State v. Hill

477 N.W.2d 825 | N.D. | 1991

LEVINE, Justice.

Defendant Geoffrey Alan Hill appeals from a judgment of conviction of criminal trespass under NDCC § 12.1-22-03. We affirm.

Hill was charged with one count of criminal trespass. After a trial without a jury, the trial court found Hill guilty. On appeal, Hill argues that the evidence presented by the State, which is almost entirely circumstantial, is not sufficient to uphold his conviction. We disagree.

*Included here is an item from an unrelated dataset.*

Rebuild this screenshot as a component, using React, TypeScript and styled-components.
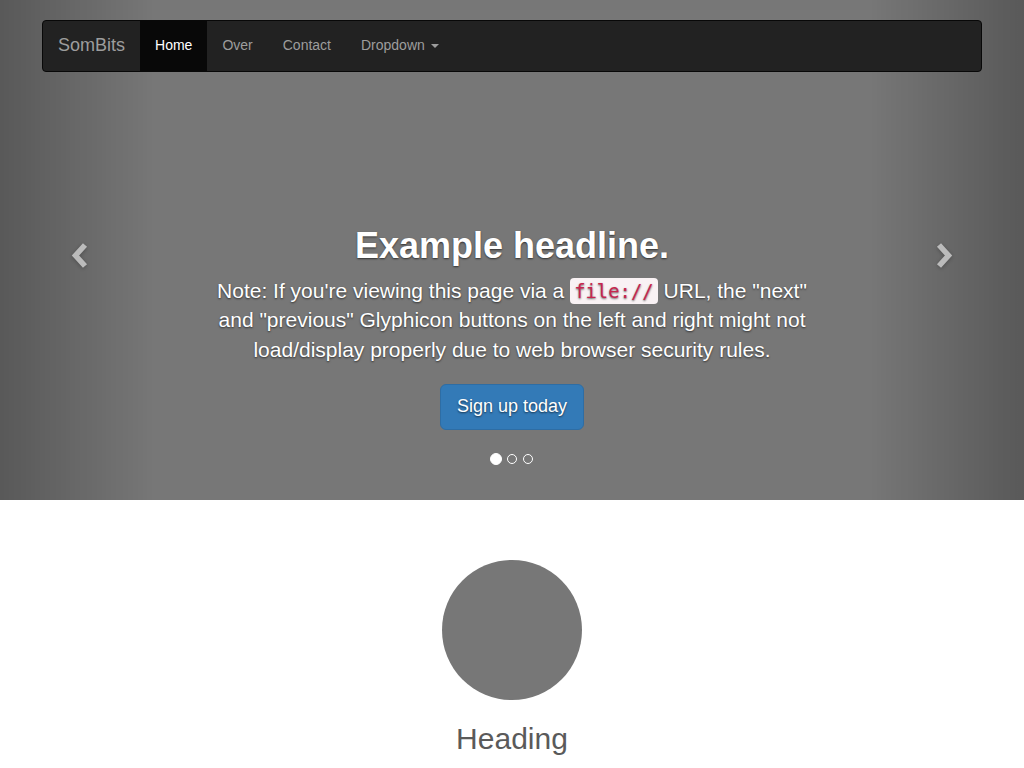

Our standard of review of a criminal bench trial is the same as if the case had been tried to a jury. E.g., State v. Johnson, 425 N.W.2d 903 (N.D.1988). In reviewing the sufficiency of the evidence to sustain a verdict, this court does not weigh conflicting evidence or judge the credibility of witnesses; instead we look only to the evidence most favorable to the verdict and the reasonable inferences to see if there is substantial evidence to warrant a conviction. Id. We will reverse the decision of the trier of fact only if there is no substantial evidence to support the verdict. E.g., State v. Bastien, 436 N.W.2d 229 (N.D.1989). A verdict based upon circumstantial evidence has the same presumption of correctness as other verdicts and will not be disturbed on appeal unless it is unwarranted. State v. Carson, 453 N.W.2d 485 (N.D.1990).

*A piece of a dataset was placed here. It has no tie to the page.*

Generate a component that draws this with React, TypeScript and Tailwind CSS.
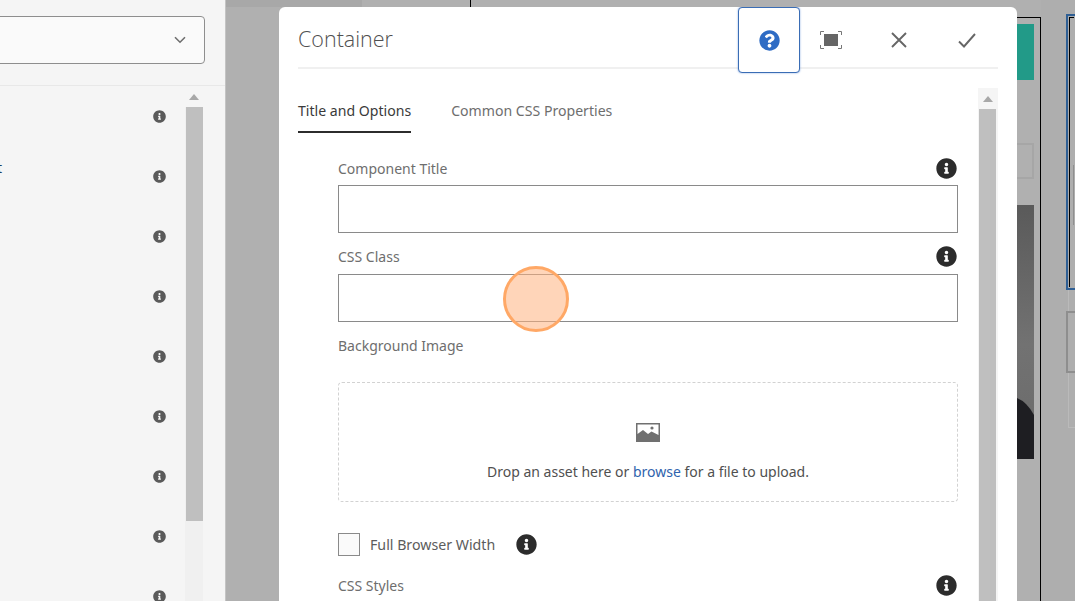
import { FaInfoCircle, FaQuestionCircle } from 'react-icons/fa';

const sidebarRows = [0, 1, 2, 3, 4, 5, 6, 7, 8];

const Field = ({ label }: { label: string }) => (
  <div className="flex h-[22px] items-center justify-between pr-[1px]">
    <span className="text-[14px] text-[#6e6e6e]">{label}</span>
    <FaInfoCircle className="text-[21px] text-[#2c2c2c]" />
  </div>
);

const ScrollArrow = () => (
  <svg width="10" height="6" viewBox="0 0 10 6">
    <path d="M5 0 L10 6 H0 Z" fill="#a8a8a8" />
  </svg>
);

const App = () => {
  return (
    <div
      className="relative flex h-[601px] w-[1075px] overflow-hidden bg-[#b0b0b0]"
      style={{ fontFamily: '"Noto Sans", "Open Sans", sans-serif' }}
    >
      {/* left rail, cut off by the window */}
      <aside className="flex w-[226px] shrink-0 flex-col border-r border-[#c4c4c4] bg-[#f5f5f5]">
        <div className="mt-[16px] ml-[-10px] flex h-[48px] w-[215px] items-center justify-end rounded-[4px] border border-[#8e8e8e] bg-[#fafafa] pr-[18px]">
          <svg width="12" height="8" viewBox="0 0 12 8" fill="none" stroke="#6e6e6e" strokeWidth="1.6">
            <path d="M1 1.2 L6 6.2 L11 1.2" />
          </svg>
        </div>
        <div className="mt-[21px] flex min-h-0 flex-1 border-t border-[#e8e8e8] pr-[22px]">
          <div className="relative w-[185px] overflow-hidden">
            {sidebarRows.map((row) => (
              <div key={row} className="flex h-[60px] items-center justify-end pr-[19px] pt-[1px]">
                <FaInfoCircle className="text-[13px] text-[#5a5a5a]" />
              </div>
            ))}
            <span className="absolute top-[71px] left-[-3px] text-[14px] text-[#1f3f60]">t</span>
          </div>
          <div className="flex w-[18px] flex-col bg-[#f0f0f0]">
            <div className="flex h-[21px] items-center justify-center bg-[#f5f5f5] pt-[1px]">
              <ScrollArrow />
            </div>
            <div className="ml-[1px] h-[414px] w-[17px] bg-[#bfbfbf]" />
          </div>
        </div>
      </aside>

      {/* dimmed page behind the dialog */}
      <div className="flex min-w-0 flex-1">
        <div className="h-[7px] w-[136px] bg-[#a8a8a8]" />
        <div className="h-[7px] w-[109px] border-r border-black" />
        <div className="h-[7px] w-[546px]" />
        <div className="flex w-[24px] flex-col pt-[17px]">
          <div className="flex h-full flex-col border-t border-r border-black pt-[6px]">
            <div className="h-[56px] w-[17px] bg-[#229a88]" />
            <div className="mt-[63px] h-[36px] w-[17px] border-2 border-l-0 border-[#a6a6a6]" />
            <svg className="mt-[26px] shrink-0" width="17" height="254" viewBox="0 0 17 254">
              <defs>
                <linearGradient id="photo" x1="0" y1="0" x2="0" y2="1">
                  <stop offset="0" stopColor="#5a5a5a" />
                  <stop offset="0.55" stopColor="#727272" />
                  <stop offset="1" stopColor="#6a6a6a" />
                </linearGradient>
              </defs>
              <rect width="17" height="254" fill="url(#photo)" />
              <path d="M0 193 Q10 197 17 210 V254 H0 Z" fill="#1e1e22" />
            </svg>
          </div>
        </div>
        <div className="flex-1 bg-[#aeaeae] pl-[25px] pt-[14px]">
          <div className="h-[276px] border-2 border-r-0 border-[#2f5f94] p-[1px]">
            <div className="h-full border-t border-l border-black pl-[3px] pt-[147px]">
              <div className="h-[60px] bg-[#8f8f8f]" />
            </div>
          </div>
          <div className="ml-[2px] h-[21px] border-l border-[#bababa]" />
          <div className="h-[62px] border-2 border-r-0 border-[#8e8e8e]" />
          <div className="ml-[2px] h-[55px] border-b border-l border-[#bababa]" />
        </div>
      </div>

      {/* dialog */}
      <div className="absolute top-[7px] left-[279px] flex h-[600px] w-[738px] flex-col overflow-hidden rounded-t-[6px] bg-white">
        <header className="mx-[19px] flex h-[62px] shrink-0 items-start border-b-2 border-[#f0f0f0]">
          <h1 className="flex-1 pt-[15px] text-[21.5px] leading-[34px] font-light text-[#505050]" style={{ fontFamily: '"Open Sans", sans-serif' }}>
            Container
          </h1>
          <button className="relative z-10 flex h-[66px] w-[62px] shrink-0 items-center justify-center rounded-[4px] border border-[#3a6db5] bg-white shadow-[0_0_2px_#7fa3dc]">
            <FaQuestionCircle className="text-[21px] text-[#2f6cc4]" />
          </button>
          <button className="flex h-[66px] w-[62px] shrink-0 items-center justify-center">
            <svg width="22" height="18" viewBox="0 0 22 18" fill="none" stroke="#777" strokeWidth="1">
              <path d="M0.5 4 V0.5 H4 M18 0.5 H21.5 V4 M0.5 14 V17.5 H4 M18 17.5 H21.5 V14" />
              <rect x="4" y="3" width="14" height="12" fill="#666" stroke="none" />
            </svg>
          </button>
          <button className="ml-[3px] flex h-[66px] w-[68px] shrink-0 items-center justify-center">
            <svg width="16" height="16" viewBox="0 0 16 16" fill="none" stroke="#666" strokeWidth="1.9">
              <path d="M1 1 L15 15 M15 1 L1 15" />
            </svg>
          </button>
          <button className="-mr-[3px] flex h-[66px] w-[68px] shrink-0 items-center justify-center">
            <svg width="18" height="15" viewBox="0 0 18 15" fill="none" stroke="#666" strokeWidth="1.9">
              <path d="M1 8.5 L6 13.5 L17 1" />
            </svg>
          </button>
        </header>

        <div className="mt-[19px] flex min-h-0 flex-1 px-[19px]">
          <div className="min-w-0 flex-1">
            <nav className="flex h-[45px] gap-[40px] text-[14.1px]">
              <div className="flex h-[45px] items-center border-b-2 border-[#2c2c2c] pt-[3px] text-[#3a3a3a]">Title and Options</div>
              <div className="flex h-[45px] items-center border-b-2 border-transparent pt-[3px] text-[#6e6e6e]">Common CSS Properties</div>
            </nav>

            <div className="pt-[24px] pr-[20px] pl-[40px]">
              <Field label="Component Title" />
              <div className="mt-[6px] h-[48px] border border-[#8a8a8a] bg-white" />

              <div className="mt-[12px]">
                <Field label="CSS Class" />
              </div>
              <div className="mt-[7px] h-[48px] border border-[#8a8a8a] bg-white" />

              <div className="mt-[12px] flex h-[22px] items-center text-[14px] text-[#6e6e6e]">Background Image</div>

              <div className="mt-[26px] flex h-[120px] flex-col items-center rounded-[4px] border border-dashed border-[#d2d2d2] pt-[40px]">
                <svg width="24" height="19" viewBox="0 0 24 19">
                  <path fillRule="evenodd" fill="#707070" d="M0 0 H24 V19 H0 Z M1.5 1.5 V11 L7 7 L12 11 L15.5 8.5 L22.5 12 V1.5 Z" />
                  <circle cx="16" cy="5" r="1.6" fill="#707070" />
                </svg>
                <p className="mt-[20px] text-[14px] leading-[20px] text-[#505050]">
                  Drop an asset here or <span className="text-[#2f63ad]">browse</span> for a file to upload.
                </p>
              </div>

              <div className="mt-[31px] flex h-[23px] items-center">
                <div className="h-[23px] w-[22px] border border-[#8a8a8a] bg-[#fafafa]" />
                <span className="ml-[10px] pt-[1px] text-[14.2px] text-[#5c5c5c]">Full Browser Width</span>
                <FaInfoCircle className="ml-[21px] text-[21px] text-[#2c2c2c]" />
              </div>

              <div className="mt-[18px]">
                <Field label="CSS Styles" />
              </div>
            </div>
          </div>

          <div className="flex w-[20px] shrink-0 flex-col bg-[#f5f5f5] pl-[1px] pr-[2px]">
            <div className="flex h-[21px] items-center justify-center pt-[1px]">
              <ScrollArrow />
            </div>
            <div className="flex-1 bg-[#bfbfbf]" />
          </div>
        </div>
      </div>

      {/* click marker from the recording */}
      <div className="absolute top-[266px] left-[503px] h-[66px] w-[66px] rounded-full border-[3px] border-[#ffa866] bg-[#ffb27f]/55" />
    </div>
  );
};

export default App;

In line with the legal principles that govern this case, we set out the facts in a light most favorable to the verdict. Gwen Ann Lindbo lived in the apartment building where Hill was resident manager. Lindbo testified .that approximately two weeks before the trespass, Hill stopped by her apartment to check on a maintenance problem, waking her at 2:00 a.m. After presumably having investigated the problem, Hill commented to Lindbo that he was not legally married because his wife had not divorced her second husband. Hill then asked if he could kiss Lindbo but she refused. He then attempted to kiss her but she pushed him away and he left. Lindbo tried to avoid Hill the next few weeks.

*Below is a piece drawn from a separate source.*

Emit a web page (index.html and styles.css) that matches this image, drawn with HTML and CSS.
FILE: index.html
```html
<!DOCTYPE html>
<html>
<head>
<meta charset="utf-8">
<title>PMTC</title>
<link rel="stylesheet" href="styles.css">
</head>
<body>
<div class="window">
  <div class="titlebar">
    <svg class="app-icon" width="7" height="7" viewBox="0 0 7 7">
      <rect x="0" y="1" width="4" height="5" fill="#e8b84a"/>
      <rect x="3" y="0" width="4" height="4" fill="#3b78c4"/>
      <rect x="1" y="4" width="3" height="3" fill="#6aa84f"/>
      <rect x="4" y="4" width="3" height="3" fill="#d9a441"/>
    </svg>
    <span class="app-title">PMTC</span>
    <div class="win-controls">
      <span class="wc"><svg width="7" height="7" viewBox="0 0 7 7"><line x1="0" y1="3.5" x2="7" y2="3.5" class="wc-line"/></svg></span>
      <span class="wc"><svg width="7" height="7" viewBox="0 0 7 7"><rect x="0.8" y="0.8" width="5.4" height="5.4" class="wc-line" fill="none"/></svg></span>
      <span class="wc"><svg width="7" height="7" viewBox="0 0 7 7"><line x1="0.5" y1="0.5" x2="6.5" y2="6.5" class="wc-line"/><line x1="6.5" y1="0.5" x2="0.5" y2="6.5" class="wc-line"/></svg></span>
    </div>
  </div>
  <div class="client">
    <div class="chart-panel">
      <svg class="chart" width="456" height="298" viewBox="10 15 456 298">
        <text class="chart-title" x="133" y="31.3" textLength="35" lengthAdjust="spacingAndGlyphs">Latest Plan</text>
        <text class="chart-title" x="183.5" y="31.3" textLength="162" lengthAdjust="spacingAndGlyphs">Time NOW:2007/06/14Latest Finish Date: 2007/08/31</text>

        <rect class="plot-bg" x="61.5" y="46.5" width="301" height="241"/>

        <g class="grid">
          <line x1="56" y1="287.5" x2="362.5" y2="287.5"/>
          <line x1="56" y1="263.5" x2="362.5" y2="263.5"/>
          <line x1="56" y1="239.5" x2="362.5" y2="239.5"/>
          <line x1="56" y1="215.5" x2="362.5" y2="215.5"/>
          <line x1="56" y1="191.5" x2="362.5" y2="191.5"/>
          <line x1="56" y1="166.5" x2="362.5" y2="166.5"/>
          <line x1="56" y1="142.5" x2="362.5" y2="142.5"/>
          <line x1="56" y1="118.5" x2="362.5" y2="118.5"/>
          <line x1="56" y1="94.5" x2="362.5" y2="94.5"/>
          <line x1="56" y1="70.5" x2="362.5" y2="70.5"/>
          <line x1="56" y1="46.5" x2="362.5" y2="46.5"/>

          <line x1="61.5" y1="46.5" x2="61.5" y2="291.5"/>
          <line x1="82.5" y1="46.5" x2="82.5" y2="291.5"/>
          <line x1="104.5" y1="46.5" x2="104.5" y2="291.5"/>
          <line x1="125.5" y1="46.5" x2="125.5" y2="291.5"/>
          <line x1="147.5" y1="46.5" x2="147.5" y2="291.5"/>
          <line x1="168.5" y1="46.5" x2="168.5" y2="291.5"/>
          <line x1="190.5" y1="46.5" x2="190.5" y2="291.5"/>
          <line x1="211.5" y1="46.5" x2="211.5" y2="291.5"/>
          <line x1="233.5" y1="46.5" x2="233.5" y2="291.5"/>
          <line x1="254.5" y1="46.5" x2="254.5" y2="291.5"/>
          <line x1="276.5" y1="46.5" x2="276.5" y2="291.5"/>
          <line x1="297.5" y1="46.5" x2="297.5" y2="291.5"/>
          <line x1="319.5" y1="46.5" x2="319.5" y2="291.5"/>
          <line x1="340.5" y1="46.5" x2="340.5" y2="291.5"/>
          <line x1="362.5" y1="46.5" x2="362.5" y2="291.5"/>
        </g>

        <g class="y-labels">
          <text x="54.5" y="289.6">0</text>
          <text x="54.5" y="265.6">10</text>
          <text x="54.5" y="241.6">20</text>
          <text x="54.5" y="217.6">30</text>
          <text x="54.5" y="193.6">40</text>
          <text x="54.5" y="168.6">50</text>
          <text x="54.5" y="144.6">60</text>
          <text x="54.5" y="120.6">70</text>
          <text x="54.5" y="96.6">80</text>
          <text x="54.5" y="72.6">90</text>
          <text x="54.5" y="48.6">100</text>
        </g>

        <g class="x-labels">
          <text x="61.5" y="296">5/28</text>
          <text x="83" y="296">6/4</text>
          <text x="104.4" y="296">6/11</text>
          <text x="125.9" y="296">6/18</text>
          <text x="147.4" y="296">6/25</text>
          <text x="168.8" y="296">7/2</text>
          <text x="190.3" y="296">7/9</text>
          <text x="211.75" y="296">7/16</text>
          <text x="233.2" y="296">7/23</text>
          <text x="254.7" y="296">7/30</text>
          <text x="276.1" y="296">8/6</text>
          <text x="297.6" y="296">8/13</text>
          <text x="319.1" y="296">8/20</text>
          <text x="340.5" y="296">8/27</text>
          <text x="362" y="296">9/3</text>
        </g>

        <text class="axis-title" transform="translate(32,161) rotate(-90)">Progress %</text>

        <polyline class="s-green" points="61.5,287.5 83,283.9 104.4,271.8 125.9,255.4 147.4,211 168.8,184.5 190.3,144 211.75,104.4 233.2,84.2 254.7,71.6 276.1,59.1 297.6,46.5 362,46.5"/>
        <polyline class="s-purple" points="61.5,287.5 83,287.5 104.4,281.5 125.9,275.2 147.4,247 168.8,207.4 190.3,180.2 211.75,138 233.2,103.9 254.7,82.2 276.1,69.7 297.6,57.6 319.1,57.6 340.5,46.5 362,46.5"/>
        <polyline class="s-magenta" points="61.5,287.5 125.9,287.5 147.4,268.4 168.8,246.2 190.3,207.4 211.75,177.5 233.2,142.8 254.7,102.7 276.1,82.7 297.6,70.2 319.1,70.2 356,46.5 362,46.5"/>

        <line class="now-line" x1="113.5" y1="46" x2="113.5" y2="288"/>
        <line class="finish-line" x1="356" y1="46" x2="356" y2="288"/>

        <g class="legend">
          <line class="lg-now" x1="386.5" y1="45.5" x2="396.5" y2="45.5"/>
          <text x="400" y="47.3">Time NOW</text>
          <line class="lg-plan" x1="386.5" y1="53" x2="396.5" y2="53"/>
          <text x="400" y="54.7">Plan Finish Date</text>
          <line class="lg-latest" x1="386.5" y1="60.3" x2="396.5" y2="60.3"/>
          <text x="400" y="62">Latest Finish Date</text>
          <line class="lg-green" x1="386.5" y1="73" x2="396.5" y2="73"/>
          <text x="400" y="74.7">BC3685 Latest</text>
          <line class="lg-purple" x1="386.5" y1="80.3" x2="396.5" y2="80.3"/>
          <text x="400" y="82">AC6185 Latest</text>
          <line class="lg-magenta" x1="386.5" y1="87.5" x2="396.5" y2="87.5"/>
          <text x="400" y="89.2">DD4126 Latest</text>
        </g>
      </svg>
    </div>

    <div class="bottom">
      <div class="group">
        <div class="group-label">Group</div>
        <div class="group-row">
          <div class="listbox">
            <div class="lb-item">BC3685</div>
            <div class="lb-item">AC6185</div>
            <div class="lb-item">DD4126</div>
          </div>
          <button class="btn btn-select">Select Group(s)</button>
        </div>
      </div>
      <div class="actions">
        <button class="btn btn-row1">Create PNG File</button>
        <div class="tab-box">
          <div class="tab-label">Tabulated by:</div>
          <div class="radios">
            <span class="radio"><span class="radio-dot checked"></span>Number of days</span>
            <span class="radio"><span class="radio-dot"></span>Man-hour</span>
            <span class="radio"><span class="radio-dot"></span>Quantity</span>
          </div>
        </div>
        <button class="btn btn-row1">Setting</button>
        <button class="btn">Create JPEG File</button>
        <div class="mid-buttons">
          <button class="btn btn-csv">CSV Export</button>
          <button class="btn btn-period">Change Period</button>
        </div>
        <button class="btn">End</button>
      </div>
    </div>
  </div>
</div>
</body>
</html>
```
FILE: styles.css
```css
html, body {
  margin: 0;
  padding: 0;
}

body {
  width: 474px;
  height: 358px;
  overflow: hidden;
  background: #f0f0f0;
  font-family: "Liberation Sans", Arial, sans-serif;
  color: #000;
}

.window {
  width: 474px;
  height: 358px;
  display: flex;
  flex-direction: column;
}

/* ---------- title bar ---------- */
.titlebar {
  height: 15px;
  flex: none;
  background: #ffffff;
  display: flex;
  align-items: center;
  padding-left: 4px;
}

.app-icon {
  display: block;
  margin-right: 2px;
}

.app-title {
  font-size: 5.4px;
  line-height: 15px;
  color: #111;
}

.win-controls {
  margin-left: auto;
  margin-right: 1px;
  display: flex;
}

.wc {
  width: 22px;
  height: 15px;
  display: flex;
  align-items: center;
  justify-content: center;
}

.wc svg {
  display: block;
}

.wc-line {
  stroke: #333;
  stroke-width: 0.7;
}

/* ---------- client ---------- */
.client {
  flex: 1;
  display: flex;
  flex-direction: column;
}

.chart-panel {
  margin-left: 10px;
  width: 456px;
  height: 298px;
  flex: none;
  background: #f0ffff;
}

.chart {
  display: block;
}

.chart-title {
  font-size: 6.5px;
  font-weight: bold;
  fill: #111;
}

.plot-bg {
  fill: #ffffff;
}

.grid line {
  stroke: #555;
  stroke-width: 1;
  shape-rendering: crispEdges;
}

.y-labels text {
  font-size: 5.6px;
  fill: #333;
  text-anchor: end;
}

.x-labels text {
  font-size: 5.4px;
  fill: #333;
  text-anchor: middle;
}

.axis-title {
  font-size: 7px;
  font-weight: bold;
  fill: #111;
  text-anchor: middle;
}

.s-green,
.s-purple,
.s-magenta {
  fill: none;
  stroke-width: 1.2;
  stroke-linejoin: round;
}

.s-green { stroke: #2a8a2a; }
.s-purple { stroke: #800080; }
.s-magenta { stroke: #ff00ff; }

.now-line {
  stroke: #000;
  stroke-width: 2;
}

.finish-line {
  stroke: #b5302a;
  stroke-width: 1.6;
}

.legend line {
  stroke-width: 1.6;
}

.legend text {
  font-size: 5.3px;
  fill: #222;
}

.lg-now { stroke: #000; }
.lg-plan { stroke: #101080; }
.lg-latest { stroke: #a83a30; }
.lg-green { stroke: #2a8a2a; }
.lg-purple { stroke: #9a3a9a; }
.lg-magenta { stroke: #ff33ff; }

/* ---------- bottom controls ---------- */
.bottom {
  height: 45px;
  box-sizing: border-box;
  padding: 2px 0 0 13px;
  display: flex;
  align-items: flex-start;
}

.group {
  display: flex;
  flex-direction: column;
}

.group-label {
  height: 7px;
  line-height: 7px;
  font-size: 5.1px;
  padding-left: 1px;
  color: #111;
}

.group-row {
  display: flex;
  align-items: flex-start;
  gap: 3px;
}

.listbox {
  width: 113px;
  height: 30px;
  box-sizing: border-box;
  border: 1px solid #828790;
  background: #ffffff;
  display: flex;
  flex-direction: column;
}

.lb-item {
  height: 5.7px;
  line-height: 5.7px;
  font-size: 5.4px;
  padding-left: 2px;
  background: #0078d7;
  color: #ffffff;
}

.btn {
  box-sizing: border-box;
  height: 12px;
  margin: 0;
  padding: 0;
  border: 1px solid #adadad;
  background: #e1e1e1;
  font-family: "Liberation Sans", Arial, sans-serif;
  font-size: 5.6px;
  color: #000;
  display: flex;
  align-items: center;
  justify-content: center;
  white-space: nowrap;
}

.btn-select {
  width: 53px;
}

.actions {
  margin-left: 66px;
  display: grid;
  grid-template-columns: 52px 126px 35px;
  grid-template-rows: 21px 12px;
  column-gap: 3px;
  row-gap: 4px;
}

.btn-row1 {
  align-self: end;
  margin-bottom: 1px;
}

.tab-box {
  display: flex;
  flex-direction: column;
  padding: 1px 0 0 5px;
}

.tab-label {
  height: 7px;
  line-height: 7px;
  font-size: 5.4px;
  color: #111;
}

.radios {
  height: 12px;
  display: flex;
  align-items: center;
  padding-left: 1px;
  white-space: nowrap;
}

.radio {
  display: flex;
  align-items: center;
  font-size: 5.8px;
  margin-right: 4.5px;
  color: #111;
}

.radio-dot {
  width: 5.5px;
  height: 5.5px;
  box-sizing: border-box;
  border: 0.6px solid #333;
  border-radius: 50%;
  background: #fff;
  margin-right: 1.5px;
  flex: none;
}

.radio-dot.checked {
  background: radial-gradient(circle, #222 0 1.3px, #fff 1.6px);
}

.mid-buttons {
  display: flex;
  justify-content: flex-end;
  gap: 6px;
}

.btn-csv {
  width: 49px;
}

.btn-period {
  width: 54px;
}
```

Lindbo testified that on the night in question, she had earlier locked her apartment door but awoke at about 3:00 a.m. to hear a sound like the rustle of a coat sleeve. She saw a figure in the doorway to her bedroom but could not recognize the person’s face. She asked who was there. The intruder ran out of her apartment, *827down the steps and into the parking lot. Lindbo looked out her window, saw a person in jeans and a silver jacket, running in the parking lot. Because she had seen Hill wear the same silver jacket before, Lindbo testified that she had no doubt in her mind that the runner was Hill. She tried to call 911 but her phone was not working. She testified that she became hysterical and spent the night at her friend’s home. The next day she had the locks to her apartment changed.

Hill testified that he had a key that would permit him access to Lindbo’s apartment. He also disclosed that he owned blue jeans and a silver-colored jacket. He could think of no reason for Lindbo’s allegations against him. Hill left North Dakota shortly after the incident occurred and was apprehended in California.

Viewing the evidence and inferences therefrom in the light most favorable to the verdict, we believe that the evidence we have highlighted constitutes substantial evidence to warrant Hill’s conviction for criminal trespass.

Accordingly, we affirm.

ERICKSTAD, C.J., and VANDE WALLE, GIERKE and MESCHKE, JJ„ concur.